Let me say at the outset that I do not wish to be overly critical of the German model which after all has produced a Wirtschaftswunder envied by most other countries, with one of the highest living standards in the world. Nevertheless, I do believe that you are interested in a frank assessment.

The contrast is stark indeed. In Germany, unemployment has risen relentlessly since 1991 and has now reached 4 1/2 million or 11.7 percent of the labor force. In the United States, the unemployment rate has stabilized close to 5 percent--a 25-year low--with inflation remaining remarkably well contained. The contrasts are even sharper when one looks at employment trends. In the United States, total employment has increased by 9 percent since 1991. In Germany, it has fallen a staggering 6 percent.

It is true of, of course, that the United States and Germany are in different stages of the business cycle and that part of Germany's unemployment is cyclical in the sense that it can be expected to decline as the recovery that now seems to be underway gains momentum. However, even after full cyclical recovery most analysts believe that the unemployment rate will remain very high, perhaps close to 9 percent, which we consider to be the structural unemployment rate. In the United States, the current unemployment rate is probably slightly below the structural unemployment rate which we judge to be in the range of 5 to 5 1/2 percent--this suggests that the U.S. is now probably close to the peak in its business cycle and that growth will need to moderate to prevent a rise in inflationary pressures.

How does one then explain the difference in structural unemployment rates between the United States and Germany? And how does one explain that the structural unemployment rate has remained fairly stable in the United States since the early 1970s while it has been steadily increasing in Germany (and also in France and Italy)? These are complex questions but I believe that there is a growing consensus among economists regarding the key role of labor market institutions.

In the remainder of my presentation I will first compare the U.S. and German labor markets and address some of the commonly perceived adverse social consequences of the deregulated U.S. labor market. I will then discuss the drawbacks of the German (and European) model and point to some of the reforms that are likely to be needed to substantially reduce unemployment over the medium term. I will finally discuss the issue of labor and product market reform from the perspective of the planned Economic and Monetary Union.

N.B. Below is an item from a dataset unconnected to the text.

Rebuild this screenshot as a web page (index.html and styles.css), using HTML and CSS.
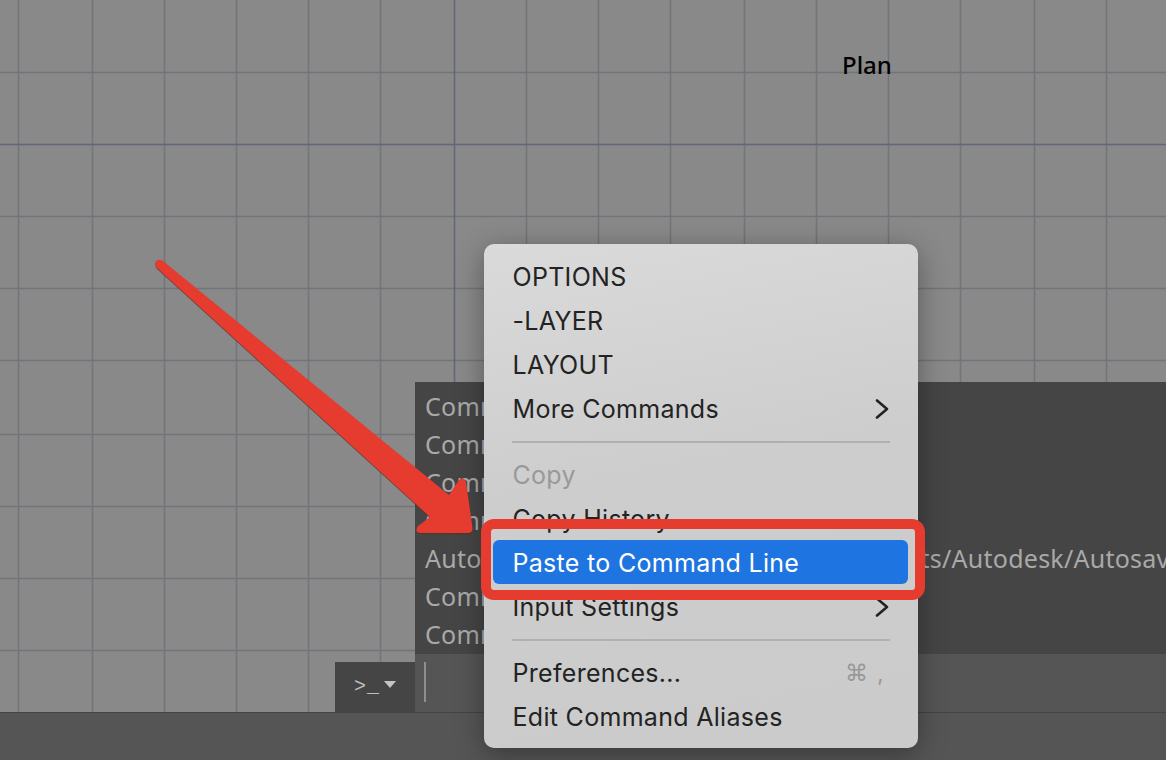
FILE: index.html
```html
<!DOCTYPE html>
<html lang="en">
<head>
<meta charset="utf-8">
<title>Command line context menu</title>
<link rel="stylesheet" href="styles.css">
</head>
<body>
<div class="app">
  <main class="canvas">
    <svg class="grid" width="1166" height="712" viewBox="0 0 1166 712" aria-hidden="true">
      <g class="grid-minor">
        <path d="M18.5 0V712M92.5 0V712M164.5 0V712M236.5 0V712M308.5 0V712M380.5 0V712M526.5 0V712M598.5 0V712M670.5 0V712M744.5 0V712M816.5 0V712M888.5 0V712M960.5 0V712M1034.5 0V712M1106.5 0V712"/>
        <path d="M0 72.5H1166M0 216.5H1166M0 288.5H1166M0 360.5H1166M0 434.5H1166M0 506.5H1166M0 578.5H1166M0 650.5H1166"/>
      </g>
      <g class="grid-major">
        <path d="M454.5 0V712M0 144.5H1166"/>
      </g>
    </svg>
    <span class="plan">Plan</span>

    <section class="cmd">
      <div class="history">
        <div class="line">Command:</div>
        <div class="line">Command:</div>
        <div class="line">Command:</div>
        <div class="line">Command:</div>
        <div class="line">Autosave to: /Users/designer-1/Documents/Autodesk/Autosave/Drawing1.dwg</div>
        <div class="line">Command:</div>
        <div class="line">Command:</div>
      </div>
      <div class="prompt">
        <span class="prompt-sign">&gt;_</span>
        <span class="prompt-caret"></span>
      </div>
      <div class="input"><span class="cursor"></span></div>
    </section>

    <nav class="menu">
      <div class="item">OPTIONS</div>
      <div class="item">-LAYER</div>
      <div class="item">LAYOUT</div>
      <div class="item">More Commands
        <svg class="chev" width="14" height="20" viewBox="0 0 14 20"><path d="M2 1.500l10 8.500-10 8.500"/></svg>
      </div>
      <div class="sep"></div>
      <div class="item disabled">Copy</div>
      <div class="item">Copy History</div>
      <div class="item active">Paste to Command Line</div>
      <div class="item">Input Settings
        <svg class="chev" width="14" height="20" viewBox="0 0 14 20"><path d="M2 1.500l10 8.500-10 8.500"/></svg>
      </div>
      <div class="sep"></div>
      <div class="item">Preferences...<span class="keys"><span class="cmdkey">⌘</span><span class="comma">,</span></span></div>
      <div class="item">Edit Command Aliases</div>
    </nav>

    <div class="frame"></div>
    <svg class="arrow" width="1166" height="712" viewBox="0 0 1166 712" aria-hidden="true">
      <path class="arrow-shadow" d="M157 269 L430 518 L419 527 Q415 533 421 534 L468 534.500 Q473 534 472.500 529 L466 483 Q464 477 459 481 L449 496 L163 262 Q158 259 155.500 263 Q155 267 157 269Z"/>
      <path class="arrow-fill" d="M157 268 L430 517 L418 526 Q414 532 420 533 L468 533 Q473 533 472.500 528 L466 482 Q464 476 459 480 L449 495 L163 261 Q158 258 155.500 262 Q155 266 157 268Z"/>
    </svg>
  </main>
  <footer class="status"></footer>
</div>
</body>
</html>
```
FILE: styles.css
```css
* { box-sizing: border-box; }
html, body { margin: 0; padding: 0; }
body { width: 1166px; height: 760px; overflow: hidden; background: #888; }

.app { display: flex; flex-direction: column; height: 760px; }

.canvas {
  position: relative;
  flex: 1;
  background: #898989;
  display: flex;
  justify-content: flex-end;
  align-items: flex-end;
}
.grid, .arrow { position: absolute; left: 0; top: 0; }
.grid path { fill: none; stroke-width: 1.5; }
.grid-minor path { stroke: #72747c; }
.grid-major path { stroke: #62667a; }

.plan {
  position: absolute;
  left: 842px;
  top: 49px;
  font: 500 24px/32px "Noto Sans", sans-serif;
  color: #000;
}

.cmd {
  position: relative;
  width: 831px;
  display: grid;
  grid-template-columns: 80px 1fr;
  grid-template-rows: auto 58px;
}
.history {
  grid-column: 2;
  grid-row: 1;
  background: #454545;
  padding: 5px 0 1px 10px;
  white-space: nowrap;
  overflow: hidden;
}
.line {
  height: 38px;
  font: 25px/38px "Noto Sans", sans-serif;
  letter-spacing: .25px;
  color: #a9a9a9;
}
.prompt {
  grid-column: 1;
  grid-row: 2;
  align-self: end;
  height: 50px;
  background: #454545;
  display: flex;
  align-items: center;
  justify-content: center;
  gap: 4px;
  color: #bdbdbd;
}
.prompt-sign { font: 20px/24px "Liberation Mono", monospace; letter-spacing: 1px; }
.prompt-caret {
  width: 0;
  height: 0;
  margin-bottom: 6px;
  border-left: 6px solid transparent;
  border-right: 6px solid transparent;
  border-top: 7px solid #c4c4c4;
}
.input {
  grid-column: 2;
  grid-row: 2;
  background: #555;
  padding: 8px 0 0 9px;
}
.cursor { display: block; width: 2px; height: 40px; background: #8f8f8f; }

.status { height: 48px; background: #555; border-top: 1px solid #444; }

.menu {
  position: absolute;
  left: 484px;
  top: 244px;
  width: 434px;
  height: 504px;
  padding: 11px 0 9px;
  border-radius: 10px;
  background: linear-gradient(170deg, #dadada 0%, #cdcdcd 45%, #cbcbcb 100%);
  box-shadow: 0 6px 28px rgba(0, 0, 0, .35);
  font: 25px/44px Inter, "Noto Sans", sans-serif;
  letter-spacing: .3px;
  color: #232323;
}
.item {
  position: relative;
  height: 44px;
  margin: 0 10px 0 9px;
  padding: 0 19px 0 19.500px;
  border-radius: 6px;
  white-space: nowrap;
  display: flex;
  justify-content: space-between;
  align-items: center;
}
.item.disabled { color: #999; }
.item.active { margin-top: -1px; margin-bottom: 1px; padding-top: 2px; background: #1e74e0; color: #fff; }
.sep { height: 2px; margin: 10px 28px; background: #b0b0b0; }
.chev { fill: none; stroke: #222; stroke-width: 2.6; stroke-linecap: round; stroke-linejoin: round; }
.keys { display: flex; gap: 9px; margin-right: 5px; color: #989898; }
.cmdkey { font: 23px/44px "DejaVu Sans", sans-serif; }
.comma { font: 22px/44px Inter, sans-serif; }

.frame {
  position: absolute;
  left: 481px;
  top: 519px;
  width: 444px;
  height: 81px;
  border: 10px solid #e63b2f;
  border-radius: 13px;
}
.arrow-fill { fill: #e63b2f; }
.arrow-shadow { fill: #5c302c; opacity: .8; }
```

Characteristics of the U.S. Labor Market compared with Germany
Comparing the German and U.S. labor markets will shed some light on the large differences in job creation, despite similar technology and external conditions. In the United States enterprises and workers respond directly to market incentives:

  • the government and union presence in the labor market is more limited
  • wage determination is less centralized and developments are guided by market forces; there is little emphasis on incomes policies
  • social welfare benefits are not as generous, they are available for relatively short periods, and they are designed to give incentives for recipients to search for new and better job opportunities
  • and the wedge between gross wages and take-home-pay, caused by income taxes and social security contributions, is much smaller.
In the tradeoff between allocative efficiency and distributional equality, the United States has emphasized allocative efficiency, while Germany has placed more stress on equity as a cornerstone of the Soziale Marktwirtschaft model. But the U.S. system provides both firms and individuals equal access to the market place and the economic opportunities that are available. The U.S. system stresses the incentives for individual initiative and responsibility for one's economic well-being--that is, rewards to innovation, risk taking, and investment in oneself (i.e., human capital). The social safety net attempts to limit the downside risks associated with this system but not to eliminate inequality of outcomes. From a European perspective, it is interesting that the vast majority of Americans do not question their economic system.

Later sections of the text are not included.